Show each line from the listing that includes the word "React".
= = = = = = =
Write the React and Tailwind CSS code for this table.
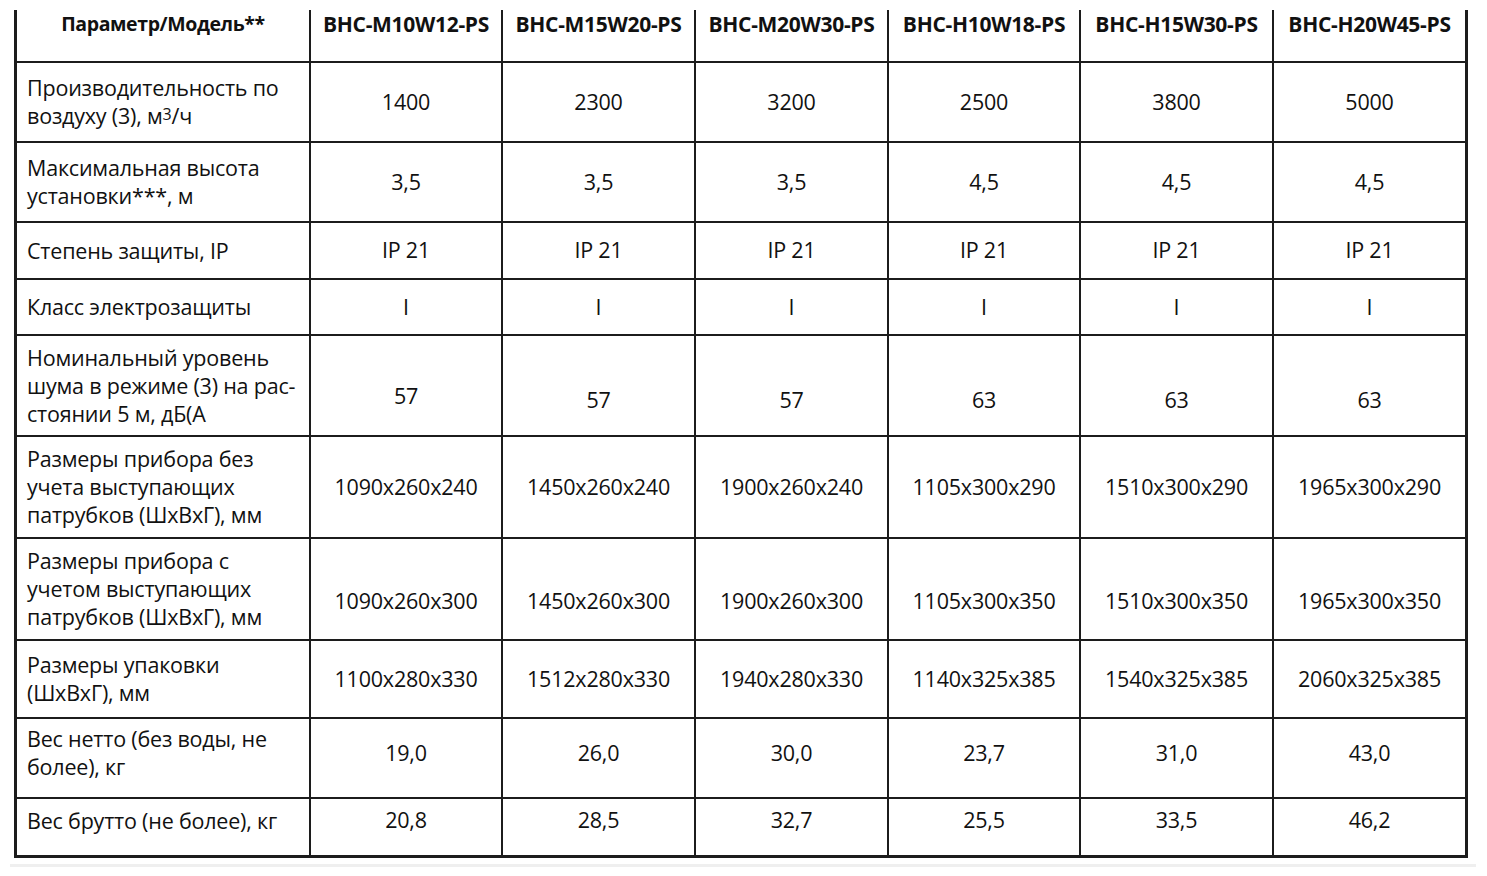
import React from 'react';

const models = ['BHC-M10W12-PS', 'BHC-M15W20-PS', 'BHC-M20W30-PS', 'BHC-H10W18-PS', 'BHC-H15W30-PS', 'BHC-H20W45-PS'];

// h = row height incl. bottom line, shift = value offset from centre
const rows = [
    { label: <>Производительность по<br />воздуху (3), м<sup className="text-[16px] relative -top-[4px] leading-none">3</sup>/ч</>, values: ['1400', '2300', '3200', '2500', '3800', '5000'], h: 'h-[80px]' },
    { label: <>Максимальная высота<br />установки***, м</>, values: ['3,5', '3,5', '3,5', '4,5', '4,5', '4,5'], h: 'h-[80px]' },
    { label: 'Степень защиты, IP', values: ['IP 21', 'IP 21', 'IP 21', 'IP 21', 'IP 21', 'IP 21'], h: 'h-[57px]' },
    { label: 'Класс электрозащиты', values: ['I', 'I', 'I', 'I', 'I', 'I'], h: 'h-[56px]' },
    { label: <>Номинальный уровень<br />шума в режиме (3) на рас-<br />стоянии 5 м, дБ(А</>, values: ['57', '57', '57', '63', '63', '63'], h: 'h-[101px]', shift: ['pt-[22px]', 'pt-[30px]', 'pt-[30px]', 'pt-[30px]', 'pt-[30px]', 'pt-[30px]'] },
    { label: <>Размеры прибора без<br />учета выступающих<br />патрубков (ШхВхГ), мм</>, values: ['1090x260x240', '1450x260x240', '1900x260x240', '1105x300x290', '1510x300x290', '1965x300x290'], h: 'h-[102px]' },
    { label: <>Размеры прибора с<br />учетом выступающих<br />патрубков (ШхВхГ), мм</>, values: ['1090x260x300', '1450x260x300', '1900x260x300', '1105x300x350', '1510x300x350', '1965x300x350'], h: 'h-[102px]', shift: Array(6).fill('pt-[24px]') },
    { label: <>Размеры упаковки<br />(ШхВхГ), мм</>, values: ['1100x280x330', '1512x280x330', '1940x280x330', '1140x325x385', '1540x325x385', '2060x325x385'], h: 'h-[78px]' },
    { label: <>Вес нетто (без воды, не<br />более), кг</>, values: ['19,0', '26,0', '30,0', '23,7', '31,0', '43,0'], h: 'h-[80px]', labelPad: 'pb-[10px]', shift: Array(6).fill('pb-[10px]') },
    { label: 'Вес брутто (не более), кг', values: ['20,8', '28,5', '32,7', '25,5', '33,5', '46,2'], h: 'h-[56px]', labelPad: 'pb-[13px]', shift: Array(6).fill('pb-[13px]') },
];

const App = () => {
    return (
        <div className="w-[1487px] h-[876px] bg-white pt-[10px] text-[#111111]" style={{ fontFamily: '"Open Sans", "Noto Sans", sans-serif' }}>
            <div className="ml-[14px] w-[1454px] border-l-[3px] border-r-[3px] border-b-[3px] border-[#1c1c1c] grid grid-cols-[294px_192px_193px_193px_192px_193px_191px]">
                {/* Header */}
                <div className="h-[53px] border-r-2 border-b-2 border-[#1c1c1c] flex justify-center font-bold text-[19.5px] leading-[28px] tracking-[-0.4px]">
                    Параметр/Модель**
                </div>
                {models.map((m, i) => (
                    <div key={m} className={`h-[53px] border-b-2 border-[#1c1c1c] flex justify-center font-bold text-[21px] leading-[28px] tracking-[-0.3px] ${i < 5 ? 'border-r-2' : ''}`}>
                        {m}
                    </div>
                ))}

                {/* Body */}
                {rows.map((r, ri) => (
                    <React.Fragment key={ri}>
                        <div className={`${r.h} ${ri < rows.length - 1 ? 'border-b-2' : ''} border-r-2 border-[#1c1c1c] flex items-center pl-[10px] text-[21.5px] leading-[28px] tracking-[-0.2px] whitespace-nowrap ${r.labelPad || ''}`}>
                            <div>{r.label}</div>
                        </div>
                        {r.values.map((v, vi) => (
                            <div key={vi} className={`${r.h} ${ri < rows.length - 1 ? 'border-b-2' : ''} ${vi < 5 ? 'border-r-2' : ''} border-[#1c1c1c] flex items-center justify-center text-[21.5px] tracking-[-0.2px] ${r.shift ? r.shift[vi] : ''}`}>
                                {v}
                            </div>
                        ))}
                    </React.Fragment>
                ))}
            </div>
            <div className="mt-[6px] mx-[10px] w-[1466px] h-[3px] bg-[#efefef]" />
        </div>
    );
};

export default App;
= = = = = = =
» **ANSWER FOR THIS EXERCISE**:
Write the React and Tailwind CSS code for this table.
import React from 'react';
                    <React.Fragment key={ri}>
                    </React.Fragment>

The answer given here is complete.